The Office of International Affairs held the 2024 International Cultural Fair on December 9 (Monday), starting at 3:30 pm on the square in front of the school auditorium. Students from Malaysia, Thailand, Vietnam, Indonesia, Hong Kong, Marshall Islands, St. Lucia, Belize, St. Vincent, Pakistan set up cultural experience booths where they sold exotic food, drinks and crafts next to local students who offered traditional Taiwanese cuisine and Hakka delicacies, Christmas gifts and other interesting items. Together, they created a warm and relaxing international environment with many sights, sounds, and smells that attracted teachers, students and staff from around the university.
Tzean Yuh, Vice-Dean of the Office of International Affairs, personally came to kick off the event. Making an address to those present, Yuh said “I am very happy to see local and overseas students participating in this event together. Currently, there are international students from over 40 different countries studying on the NPUST campus—a campus, which has for a long time enjoyed a unique form of international and social diversity. This International Cultural Fair brings us together here to enjoy a relaxed and pleasant atmosphere, share with each other, and understand different cultures. It is very meaningful.”
Following Yuh’s speech, the school’s Korean MV Dance Club put on a youthful and charming dance performance on stage. Students from Thailand, Vietnam, Malaysia, Cambodia and India enrolled in the New Southbound Special Class also put choreographed a dance routine and sang songs in Chinese to the applause of the audience. Finally, Han Li Yap, a Malaysian student studying at the Department of Aquaculture, played the dulcimer, delicately striking out a rich and charming melody for a vibrant and intoxicating performance.

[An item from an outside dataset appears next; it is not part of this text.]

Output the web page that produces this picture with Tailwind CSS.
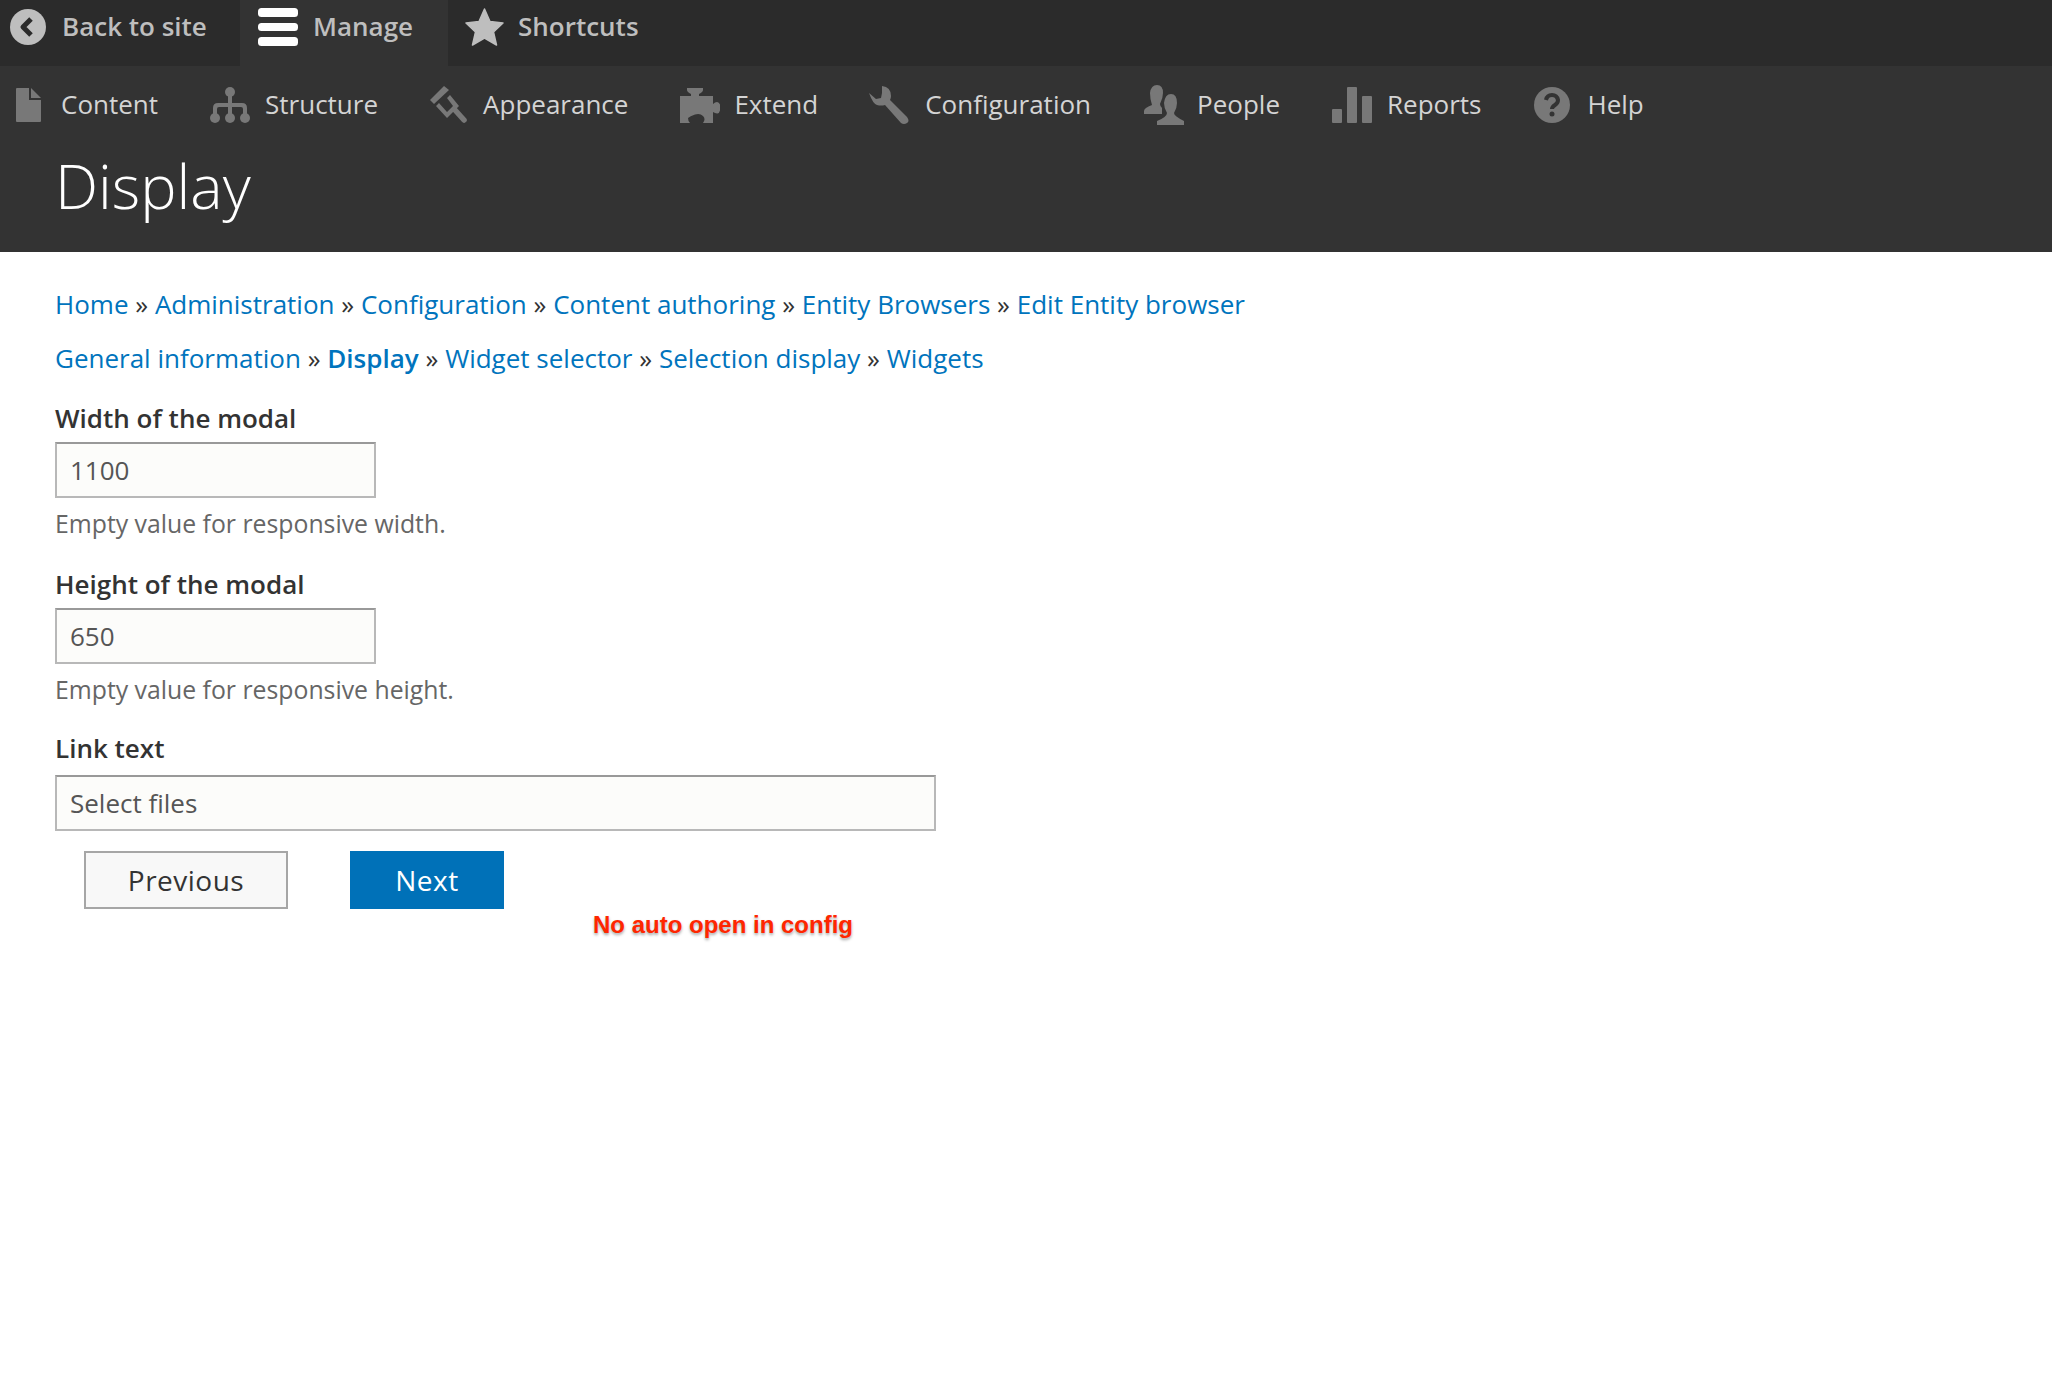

Meanwhile, the market space was bustling with visitors checking out stalls where they could purchase Marshallese cultural prints, St. Lucian traditional games, and a wide variety of snacks and cuisine from Malaysia, Vietnam, Pakistani, St. Vincent, Mexican and Hong Kong. Taiwan, the land of cuisine, was no less generous, offering Hakka rice dumplings, fried rice, rice dumplings, rice cakes, ancient-style pork rice, chestnut vegetable oil rice, taro purple rice cakes, taro sago, handmade burgers, swordfish tempura, and much more. The wide variety of Taiwanese dishes were prepared by students from the Department of Hotel and Restaurant Management who came to join in on the fun. In addition to rich array of foods, a wide selection of cultural and creative souvenirs were available at the market, including Taiwan-made socks, knitted bags, beeswax candles, handmade organic cotton plant-dyed yoga mats and more. All together it was a pleasant scene where local and international students, faculty, and staff members of the university were able to enjoy a lively time of international cultural exchange.